»»

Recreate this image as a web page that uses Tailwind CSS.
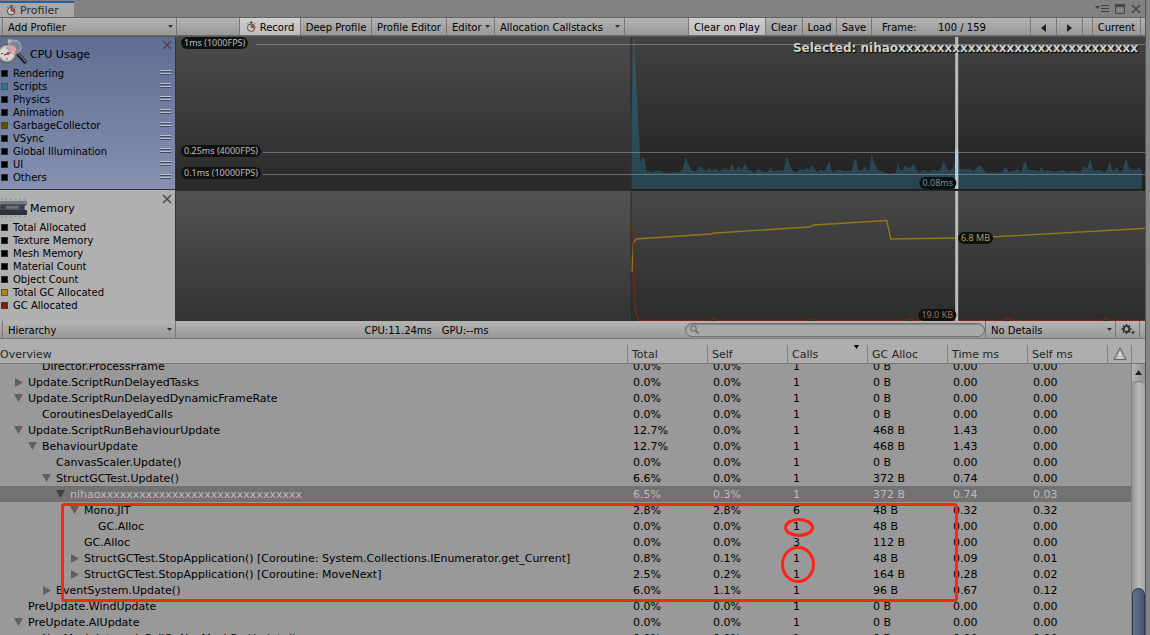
<!DOCTYPE html>
<html lang="en">
<head>
<meta charset="utf-8">
<title>Profiler</title>
<script src="https://cdn.jsdelivr.net/npm/@tailwindcss/browser@4"></script>
</head>
<body class="bg-[#858585]">
<svg class="hidden" aria-hidden="true">
  <symbol id="watch" viewBox="0 0 12 13"><path d="M5 0h3v2H5z" fill="#444"/><path d="M1.500 3l1.500-1.200M10.500 2l1 1" stroke="#444"/><circle cx="6.200" cy="7.300" r="4.500" fill="#c9c9c9" stroke="#4a4a4a" stroke-width="1.200"/><path d="M6.200 7.300V3.500a3.800 3.800 0 0 1 3.300 5.200z" fill="#c33"/><path d="M6.200 3.500v3.800" stroke="#733" /></symbol>
  <symbol id="down" viewBox="0 0 5 3"><path d="M0 0h5L2.500 3z" fill="#333"/></symbol>
  <symbol id="cross" viewBox="0 0 10 10"><path d="M1 1l8 8M9 1l-8 8" stroke="#474747" stroke-width="1.500" fill="none"/></symbol>
  <symbol id="grip" viewBox="0 0 11 5"><path d="M0 .5h11M0 3.500h11" stroke="#b9bfcc"/><path d="M0 1.500h11M0 4.500h11" stroke="#454b5e"/></symbol>
</svg>

<div class="relative flex h-screen flex-col overflow-hidden pr-[5px] font-['DejaVu_Sans',sans-serif] text-[10px] leading-[13px] text-black">

  <!-- Window tab -->
  <header class="flex h-[18px] shrink-0 items-end justify-between border-b border-[#636363] bg-[#828282]">
    <div class="flex h-4 w-[74px] items-center gap-1 border-t-2 border-[#2c5c9e] bg-[#a9a9a9] pl-[6px] pt-px text-[11px] text-[#2b2b2b]">
      <svg class="h-[11px] w-[10px]"><use href="#watch"/></svg>Profiler
    </div>
    <div class="flex h-full items-center gap-[6px] pr-1">
      <button aria-label="Menu"><svg class="h-[9px] w-[14px]" viewBox="0 0 14 9"><path d="M0 2h5L2.500 5z" fill="#3d3d3d"/><path d="M6 1.500h8M6 4.500h8M6 7.500h8" stroke="#3d3d3d"/></svg></button>
      <button aria-label="Maximize"><svg class="h-[10px] w-[10px]" viewBox="0 0 10 10"><path d="M.5.500h9v9h-9z" fill="none" stroke="#474747"/><path d="M0 0h10v3H0z" fill="#474747"/></svg></button>
      <button aria-label="Close"><svg class="h-[10px] w-[10px]"><use href="#cross"/></svg></button>
    </div>
  </header>

  <!-- Main toolbar -->
  <div class="flex h-[18px] shrink-0 border-b border-[#6c6c6c] bg-linear-to-b from-[#b3b3b3] to-[#999] pl-[2px] [&_button]:pt-[2px] [&_select]:pt-[2px]">
    <div class="relative w-[175px] border-x border-[#777]">
      <select aria-label="Add Profiler" class="h-full w-full appearance-none pl-[5px]"><option>Add Profiler</option></select>
      <svg class="pointer-events-none absolute right-[3px] top-[7px] h-[3px] w-[5px]"><use href="#down"/></svg>
    </div>
    <div class="w-[62px]"></div>
    <button class="flex w-[62px] items-center justify-center gap-1 border-x border-[#777] bg-linear-to-b from-[#cfcfcf] to-[#bdbdbd]"><svg class="mb-px h-[12px] w-[10px]"><use href="#watch"/></svg>Record</button>
    <button class="w-[71px] whitespace-nowrap border-r border-[#777]">Deep Profile</button>
    <button class="w-[75px] whitespace-nowrap border-r border-[#777]">Profile Editor</button>
    <div class="relative w-[48px] border-r border-[#777]">
      <select aria-label="Connected player" class="h-full w-full appearance-none pl-[5px]"><option>Editor</option></select>
      <svg class="pointer-events-none absolute right-[4px] top-[7px] h-[3px] w-[5px]"><use href="#down"/></svg>
    </div>
    <div class="relative w-[130px] border-r border-[#777]">
      <select aria-label="Allocation Callstacks" class="h-full w-full appearance-none pl-[5px]"><option>Allocation Callstacks</option></select>
      <svg class="pointer-events-none absolute right-[4px] top-[7px] h-[3px] w-[5px]"><use href="#down"/></svg>
    </div>
    <div class="flex-1"></div>
    <button class="w-[78px] whitespace-nowrap border-x border-[#777] bg-linear-to-b from-[#cfcfcf] to-[#bdbdbd]">Clear on Play</button>
    <button class="w-[37px] border-r border-[#777]">Clear</button>
    <button class="w-[34px] border-r border-[#777]">Load</button>
    <button class="w-[35px] border-r border-[#777]">Save</button>
    <div class="flex w-[159px] items-center border-r border-[#777] pl-[10px] pt-[2px]"><span class="w-[56px]">Frame:</span><span>100 / 159</span></div>
    <button aria-label="Previous frame" class="flex w-[26px] items-center justify-center border-r border-[#777]"><svg class="h-2 w-[5px]" viewBox="0 0 5 8"><path d="M5 0v8L0 4z" fill="#222"/></svg></button>
    <button aria-label="Next frame" class="flex w-[26px] items-center justify-center border-r border-[#777]"><svg class="h-2 w-[5px]" viewBox="0 0 5 8"><path d="M0 0v8l5-4z" fill="#222"/></svg></button>
    <div class="w-[10px] border-r border-[#777]"></div>
    <button class="w-[48px] border-r border-[#777]">Current</button>
    <div class="w-1"></div>
  </div>

  <!-- CPU module -->
  <section class="flex h-[154px] shrink-0 border-t border-[#555]">
    <div class="relative flex w-[176px] shrink-0 flex-col border-b border-r border-[#333] bg-linear-to-b from-[#5f6d92] to-[#8691b0]">
      <button aria-label="Remove CPU Usage" class="absolute right-[3px] top-[3px]"><svg class="h-[10px] w-[10px]"><use href="#cross"/></svg></button>
      <h2 class="flex h-[30px] items-center gap-[2px] text-[11px]">
        <svg class="h-[28px] w-[28px]" viewBox="0 0 28 28"><path d="M7 1l5 0 0 4-4 1z" fill="#bbb" stroke="#666" stroke-width=".7"/><path d="M17 15l9 10" stroke="#222" stroke-width="4"/><path d="M17 14l9 10" stroke="#999"/><circle cx="7" cy="15.500" r="9.500" fill="#8f9090" stroke="#555"/><circle cx="7" cy="15.500" r="7.500" fill="#d6d5d3"/><path d="M7 9.200v2M7 20v2M1 15.500h2" stroke="#666"/><path d="M9 13l0-6a7 7 0 0 1 8 6z" fill="#d98c8c"/><path d="M4 17l8-3" stroke="#a22" stroke-width="1.300"/><circle cx="8" cy="15.500" r="1.400" fill="#b33"/><circle cx="14.500" cy="9" r="6.500" fill="#fff" fill-opacity=".15" stroke="#a2a7b0" stroke-width="1.300"/></svg><span class="pt-1">CPU Usage</span>
      </h2>
      <ul id="cpuLegend"></ul>
    </div>
    <div class="relative min-w-0 flex-1">
      <svg class="block h-full w-full" viewBox="176 37 970 153" preserveAspectRatio="none">
        <defs>
          <linearGradient id="a" x2="0" y2="1"><stop stop-color="#4c4c4c"/><stop offset="1" stop-color="#292929"/></linearGradient>
          <linearGradient id="b" x2="0" y2="1"><stop stop-color="#424242"/><stop offset="1" stop-color="#202020"/></linearGradient>
          <linearGradient id="c" x2="0" y2="1"><stop stop-color="#35596a"/><stop offset="1" stop-color="#274450"/></linearGradient>
        </defs>
        <path d="M176 36h455v154H176z" fill="url(#a)"/><path d="M631 36h515v154H631z" fill="url(#b)"/><path d="M631.500 36v154" stroke="#262626"/>
        <g transform="translate(630 130) scale(.3333)">
          <path fill="url(#c)" d="M6 178V-16L9-156L11-276H15V-224L19-164L22-110L25-50L28 12L31 74L34 100L39 82H44L49 110L51 126L58 122L64 125L72 126L80 122H94L102 126L120 129L130 126H150L158 120L165 98L169 80L175 98L181 112L190 124L200 124L208 112L215 109L226 121L232 123L238 113L247 124L258 116L268 125L278 120L288 113L298 122L307 101L316 122L327 108L336 119L347 101L356 119L368 123L376 129L386 116L398 124L413 127L424 114L432 126L442 121L460 122L465 116L472 79L481 105L490 123L502 126L512 117L525 119L532 114L540 118L550 105L560 124L567 126L574 117L584 125L592 110L601 94L606 118L613 129L620 121L632 119L642 123L668 122L674 94L680 86L684 108L691 124L700 120L708 109L716 124L722 112L727 68L733 94L741 110L750 122L765 127L780 131L800 128L806 98L812 118L818 124L826 107L840 116L854 103L862 120L870 128L884 120L900 127L914 117L926 124L936 116L944 92L950 112L958 123L968 116L975 108L980 80L988 76L992 117H1022L1032 124L1042 114L1052 106L1062 117L1072 128L1120 127L1128 108L1137 126L1150 124L1166 117L1176 128L1183 102L1190 94L1196 120L1220 120L1230 124L1237 112L1246 126L1256 120L1276 125L1304 120L1314 128L1324 123L1344 124L1354 128L1364 108L1374 116L1382 90L1386 92L1392 122L1410 120L1428 126L1436 118L1442 92L1448 118L1454 124L1463 112L1472 126L1480 124L1487 98L1492 86L1498 108L1506 118L1522 119L1531 112L1539 122V178z"/>
        </g>
        <path d="M256 44.500h890M263 152.500h883M263 174.500h883" stroke="#b5b5b5" stroke-opacity=".45" fill="none"/>
        <path d="M631 189.500h515" stroke="#191919"/>
        <path d="M956 37h3v152h-3z" fill="#bcbcbc"/><path d="M956 149h3v40h-3z" fill="#b9ccd2"/>
      </svg>
      <span class="absolute left-[5px] top-0 rounded-full bg-[#111] px-[3px] font-['Noto_Sans',sans-serif] text-[9px] leading-3 text-[#bbb]">1ms (1000FPS)</span>
      <span class="absolute left-[5px] top-[108px] rounded-full bg-[#111] px-[3px] font-['Noto_Sans',sans-serif] text-[9px] leading-3 text-[#bbb]">0.25ms (4000FPS)</span>
      <span class="absolute left-[5px] top-[130px] rounded-full bg-[#111] px-[3px] font-['Noto_Sans',sans-serif] text-[9px] leading-3 text-[#bbb]">0.1ms (10000FPS)</span>
      <span class="absolute left-[80.500%] top-[140px] -translate-x-full rounded-full bg-[#0a1114] px-[3px] font-['Noto_Sans',sans-serif] text-[9px] leading-3 text-[#6f8e9b]">0.08ms</span>
      <p class="absolute right-[7px] top-1 whitespace-nowrap text-[12px] font-bold leading-[14px] text-[#cfcfcf] text-shadow-[1px_1px_1px_#000]">Selected: nihaoxxxxxxxxxxxxxxxxxxxxxxxxxxxxxxx</p>
    </div>
  </section>

  <!-- Memory module -->
  <section class="flex h-[131px] shrink-0">
    <div class="relative flex w-[176px] shrink-0 flex-col border-r border-[#333] bg-[#b0b0b0]">
      <button aria-label="Remove Memory" class="absolute right-[3px] top-1"><svg class="h-[10px] w-[10px]"><use href="#cross"/></svg></button>
      <h2 class="mt-1 flex h-[27px] items-center gap-[2px] text-[11px]">
        <svg class="h-[22px] w-[28px]" viewBox="0 0 28 22"><path d="M1 2.500h27M1 19.500h27" stroke="#989898" stroke-width="2" stroke-dasharray="2 2.500"/><path d="M0 4h27v4a2.500 3 0 0 0 0 6v4H0z" fill="#4c525a"/><path d="M0 4h27v3H0z" fill="#747a80"/><path d="M0 13h27v5H0z" fill="#2c323c"/><circle cx="3" cy="10.500" r="2.200" fill="#383d45"/><circle cx="22" cy="10.500" r="2.200" fill="#383d45"/><path d="M7 10.500h11" stroke="#858b92" stroke-width="2" stroke-dasharray="1.500 .6"/></svg><span class="pt-px">Memory</span>
      </h2>
      <ul id="memLegend"></ul>
    </div>
    <div class="relative min-w-0 flex-1">
      <svg class="block h-full w-full" viewBox="176 190 970 131" preserveAspectRatio="none">
        <defs>
          <linearGradient id="d" x2="0" y2="1"><stop stop-color="#535353"/><stop offset="1" stop-color="#333"/></linearGradient>
          <linearGradient id="e" x2="0" y2="1"><stop stop-color="#484848"/><stop offset="1" stop-color="#2c2c2c"/></linearGradient>
        </defs>
        <path d="M176 190h455v131H176z" fill="url(#d)"/><path d="M631 190h515v131H631z" fill="url(#e)"/><path d="M631.500 190v131M176 190.500h970" stroke="#262626"/>
        <path d="M632.500 272l1-29 3-4 75-5 4-1 94-6 5-2 73-4.500 4 18.500 64-1 45-1.500 143-8 47-2.500" fill="none" stroke="#91791a" stroke-width="1.300"/>
        <path d="M633 227L635 287L636 311L639 320.500H710L714 318.500L719 320.500H808L812 318.500L817 320.500H906L910 318.500L915 320.500H1004L1008 318.500L1013 320.500H1102L1106 318.500L1111 320.500H1146" fill="none" stroke="#732815" stroke-width="1.300"/>
        <path d="M956 191h3v130h-3z" fill="#bcbcbc"/>
      </svg>
      <span class="absolute left-[80.700%] top-[42px] rounded-full bg-[#111] px-[3px] font-['Noto_Sans',sans-serif] text-[9px] leading-3 text-[#a89d60]">6.8 MB</span>
      <span class="absolute left-[80.500%] top-[119px] -translate-x-full rounded-full bg-[#0f0f0f] px-[3px] font-['Noto_Sans',sans-serif] text-[9px] leading-3 text-[#a07468]">19.0 KB</span>
    </div>
  </section>

  <!-- Details toolbar -->
  <div class="flex h-[18px] shrink-0 border-b border-[#777] bg-linear-to-b from-[#b5b5b5] to-[#999] pl-[2px] [&_select]:pt-[2px]">
    <div class="relative w-[174px] border-x border-[#777]">
      <select aria-label="View" class="h-full w-full appearance-none pl-[5px]"><option>Hierarchy</option></select>
      <svg class="pointer-events-none absolute right-[3px] top-[7px] h-[3px] w-[5px]"><use href="#down"/></svg>
    </div>
    <p class="flex flex-1 items-center justify-center gap-[10px] pr-2 pt-[2px]"><span>CPU:11.24ms</span><span>GPU:--ms</span></p>
    <div class="relative flex w-[300px] items-center">
      <input type="search" aria-label="Search" class="h-[14px] w-full rounded-full border border-[#6d6d6d] bg-[#a9a9a9] pl-5 shadow-[inset_0_1px_1px_#888]">
      <svg class="absolute left-[5px] top-1 h-[9px] w-[9px]" viewBox="0 0 9 9"><circle cx="3.500" cy="3.500" r="2.800" fill="none" stroke="#5a5a5a"/><path d="M5.500 5.500l3 3" stroke="#5a5a5a" stroke-width="1.400"/></svg>
    </div>
    <div class="relative w-[131px] border-x border-[#777]">
      <select aria-label="Details" class="h-full w-full appearance-none pl-[5px]"><option>No Details</option></select>
      <svg class="pointer-events-none absolute right-[3px] top-[7px] h-[3px] w-[5px]"><use href="#down"/></svg>
    </div>
    <button aria-label="Options" class="flex w-[24px] items-center justify-center border-r border-[#777]"><svg class="h-[11px] w-[14px]" viewBox="0 0 14 11"><circle cx="5.500" cy="5" r="2.800" fill="none" stroke="#2f2f2f" stroke-width="1.800"/><path d="M5.500 0v2M5.500 8v2M.5 5h2M8.500 5h2M2 1.500l1.200 1.200M9 1.500L7.800 2.700M2 8.500l1.200-1.200M9 8.500L7.800 7.300" stroke="#2f2f2f" stroke-width="1.600"/><path d="M10 7.500h4l-2 3z" fill="#2f2f2f"/></svg></button>
    <div class="w-[5px]"></div>
  </div>

  <!-- Column headings -->
  <div role="row" class="flex h-[25px] shrink-0 items-end border-b border-[#777] bg-[#aeaeae] pt-1 text-[11px] text-[#262626]">
    <div role="columnheader" class="flex h-[18px] flex-1 items-center">Overview</div>
    <div role="columnheader" class="flex h-[18px] w-20 items-center border-l border-[#828282] pl-1">Total</div>
    <div role="columnheader" class="flex h-[18px] w-20 items-center border-l border-[#828282] pl-1">Self</div>
    <div role="columnheader" aria-sort="descending" class="relative flex h-[18px] w-20 items-center border-l border-[#828282] pl-1">Calls<svg class="absolute right-2 top-0 h-1 w-[5px]" viewBox="0 0 5 4"><path d="M0 0h5L2.500 4z"/></svg></div>
    <div role="columnheader" class="flex h-[18px] w-20 items-center border-l border-[#828282] pl-1">GC Alloc</div>
    <div role="columnheader" class="flex h-[18px] w-20 items-center border-l border-[#828282] pl-1">Time ms</div>
    <div role="columnheader" class="flex h-[18px] w-20 items-center border-l border-[#828282] pl-1">Self ms</div>
    <div role="columnheader" aria-label="Warnings" class="flex h-[18px] w-[25px] items-center justify-center border-x border-[#828282]"><svg class="h-[14px] w-[14px]" viewBox="0 0 14 14"><path d="M7 1l6 11.500H1z" fill="#bdbdbd" stroke="#666" stroke-width="1.200" stroke-linejoin="round"/><path d="M7 4.500v4M7 9.500v1.500" stroke="#eee" stroke-width="1.300"/></svg></div>
    <div class="w-[13px]"></div>
  </div>

  <!-- Samples -->
  <div class="flex min-h-0 flex-1 bg-[#999]">
    <div class="min-w-0 flex-1 overflow-hidden">
      <table class="-mt-[6px] w-full table-fixed border-collapse text-[11px] leading-[14px]">
        <colgroup><col><col class="w-20"><col class="w-20"><col class="w-20"><col class="w-20"><col class="w-20"><col class="w-[104px]"></colgroup>
        <tbody id="rows"></tbody>
      </table>
    </div>
    <div class="flex w-[14px] flex-col border-l border-[#808080] bg-[#a0a0a0]">
      <button aria-label="Scroll up" class="flex h-[17px] shrink-0 items-center justify-center bg-linear-to-r from-[#b5b5b5] to-[#929292]"><svg class="h-[5px] w-[7px]" viewBox="0 0 7 5"><path d="M0 5h7L3.500 0z" fill="#222"/></svg></button>
      <div class="flex min-h-0 flex-1 flex-col justify-end rounded-t-full border-t border-[#777] bg-linear-to-r from-[#949494] via-[#b8b8b8] to-[#a8a8a8]">
        <div class="h-[47px] rounded-t-full border border-b-0 border-[#2f3b4e] bg-linear-to-r from-[#66758f] to-[#46546c]"></div>
      </div>
    </div>
  </div>

  <!-- Highlights drawn over the samples -->
  <svg class="pointer-events-none absolute left-0 top-[500px] h-[110px] w-full" fill="none" stroke="#fb2416" stroke-width="3" aria-hidden="true">
    <rect x="62.500" y="4.500" width="894" height="96" rx="2"/>
    <ellipse cx="799" cy="27.500" rx="13.500" ry="8"/>
    <ellipse cx="798" cy="64.500" rx="15.500" ry="17"/>
  </svg>
  <div class="absolute inset-y-0 right-0 w-[5px] border-l border-[#555] bg-[#858585]"></div>
</div>

<script>
  const legend = (id, items, grip) => {
    document.getElementById(id).innerHTML = items.map(([name, color]) =>
      `<li class="flex h-[13px] items-center pl-px pr-[4px]"><button class="flex flex-1 items-center gap-[5px] leading-[13px]"><span class="h-[7px] w-[7px] border border-[#444a]" style="background:${color}"></span>${name}</button>${grip ? '<svg class="mb-[2px] h-[5px] w-[11px]"><use href="#grip"/></svg>' : ''}</li>`).join('');
  };
  legend('cpuLegend', [['Rendering', '#000'], ['Scripts', '#2a7590'], ['Physics', '#000'], ['Animation', '#000'], ['GarbageCollector', '#5c5208'], ['VSync', '#000'], ['Global Illumination', '#000'], ['UI', '#000'], ['Others', '#000']], true);
  legend('memLegend', [['Total Allocated', '#000'], ['Texture Memory', '#000'], ['Mesh Memory', '#000'], ['Material Count', '#000'], ['Object Count', '#000'], ['Total GC Allocated', '#a08a08'], ['GC Allocated', '#7c200a']], false);

  // [depth, fold state, name, total, self, calls, gc, time, self time]
  const data = [
    [2, '', 'Director.ProcessFrame', '0.0%', '0.0%', 1, '0 B', '0.00', '0.00'],
    [1, 'c', 'Update.ScriptRunDelayedTasks', '0.0%', '0.0%', 1, '0 B', '0.00', '0.00'],
    [1, 'o', 'Update.ScriptRunDelayedDynamicFrameRate', '0.0%', '0.0%', 1, '0 B', '0.00', '0.00'],
    [2, '', 'CoroutinesDelayedCalls', '0.0%', '0.0%', 1, '0 B', '0.00', '0.00'],
    [1, 'o', 'Update.ScriptRunBehaviourUpdate', '12.7%', '0.0%', 1, '468 B', '1.43', '0.00'],
    [2, 'o', 'BehaviourUpdate', '12.7%', '0.0%', 1, '468 B', '1.43', '0.00'],
    [3, '', 'CanvasScaler.Update()', '0.0%', '0.0%', 1, '0 B', '0.00', '0.00'],
    [3, 'o', 'StructGCTest.Update()', '6.6%', '0.0%', 1, '372 B', '0.74', '0.00'],
    [4, 'o', 'nihaoxxxxxxxxxxxxxxxxxxxxxxxxxxxxxxx', '6.5%', '0.3%', 1, '372 B', '0.74', '0.03'],
    [5, 'o', 'Mono.JIT', '2.8%', '2.8%', 6, '48 B', '0.32', '0.32'],
    [6, '', 'GC.Alloc', '0.0%', '0.0%', 1, '48 B', '0.00', '0.00'],
    [5, '', 'GC.Alloc', '0.0%', '0.0%', 3, '112 B', '0.00', '0.00'],
    [5, 'c', 'StructGCTest.StopApplication() [Coroutine: System.Collections.IEnumerator.get_Current]', '0.8%', '0.1%', 1, '48 B', '0.09', '0.01'],
    [5, 'c', 'StructGCTest.StopApplication() [Coroutine: MoveNext]', '2.5%', '0.2%', 1, '164 B', '0.28', '0.02'],
    [3, 'c', 'EventSystem.Update()', '6.0%', '1.1%', 1, '96 B', '0.67', '0.12'],
    [1, '', 'PreUpdate.WindUpdate', '0.0%', '0.0%', 1, '0 B', '0.00', '0.00'],
    [1, 'o', 'PreUpdate.AIUpdate', '0.0%', '0.0%', 1, '0 B', '0.00', '0.00'],
    [2, '', 'NavMesh.Internal_CallOnNavMeshPreUpdate()', '0.0%', '0.0%', 1, '0 B', '0.00', '0.00']
  ];
  document.getElementById('rows').innerHTML = data.map(([depth, fold, name, ...cells], i) => {
    const selected = i === 8;
    const arrow = fold === 'o' ? 'M0 0h9L4.500 8z' : fold === 'c' ? 'M1 0v9l8-4.500z' : '';
    return `<tr class="${selected ? 'h-4 bg-[#727272] text-[#bdbdbd]' : 'h-4'}"><td class="p-0"><div class="flex h-4 items-center whitespace-nowrap pt-[2px]" style="padding-left:${depth * 14}px"><svg class="mb-px h-[9px] w-[14px] shrink-0" fill="${selected ? '#404040' : '#606060'}"><path d="${arrow}"/></svg>${name}</div></td>` +
      cells.map(c => `<td class="p-0 pl-[6px] pt-[2px]">${c}</td>`).join('') + '</tr>';
  }).join('');
</script>
</body>
</html>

««

**TASK GOAL**
Set down again, exactly, the lines of the material above from its first line to the one with "flex h-screen flex-col", inclusive. Leave the pictures out.

**OUTPUT BELOW**
Recreate this image as a web page that uses Tailwind CSS.
<!DOCTYPE html>
<html lang="en">
<head>
<meta charset="utf-8">
<title>Profiler</title>
<script src="https://cdn.jsdelivr.net/npm/@tailwindcss/browser@4"></script>
</head>
<body class="bg-[#858585]">
<svg class="hidden" aria-hidden="true">
  <symbol id="watch" viewBox="0 0 12 13"><path d="M5 0h3v2H5z" fill="#444"/><path d="M1.500 3l1.500-1.200M10.500 2l1 1" stroke="#444"/><circle cx="6.200" cy="7.300" r="4.500" fill="#c9c9c9" stroke="#4a4a4a" stroke-width="1.200"/><path d="M6.200 7.300V3.500a3.800 3.800 0 0 1 3.300 5.200z" fill="#c33"/><path d="M6.200 3.500v3.800" stroke="#733" /></symbol>
  <symbol id="down" viewBox="0 0 5 3"><path d="M0 0h5L2.500 3z" fill="#333"/></symbol>
  <symbol id="cross" viewBox="0 0 10 10"><path d="M1 1l8 8M9 1l-8 8" stroke="#474747" stroke-width="1.500" fill="none"/></symbol>
  <symbol id="grip" viewBox="0 0 11 5"><path d="M0 .5h11M0 3.500h11" stroke="#b9bfcc"/><path d="M0 1.500h11M0 4.500h11" stroke="#454b5e"/></symbol>
</svg>

<div class="relative flex h-screen flex-col overflow-hidden pr-[5px] font-['DejaVu_Sans',sans-serif] text-[10px] leading-[13px] text-black">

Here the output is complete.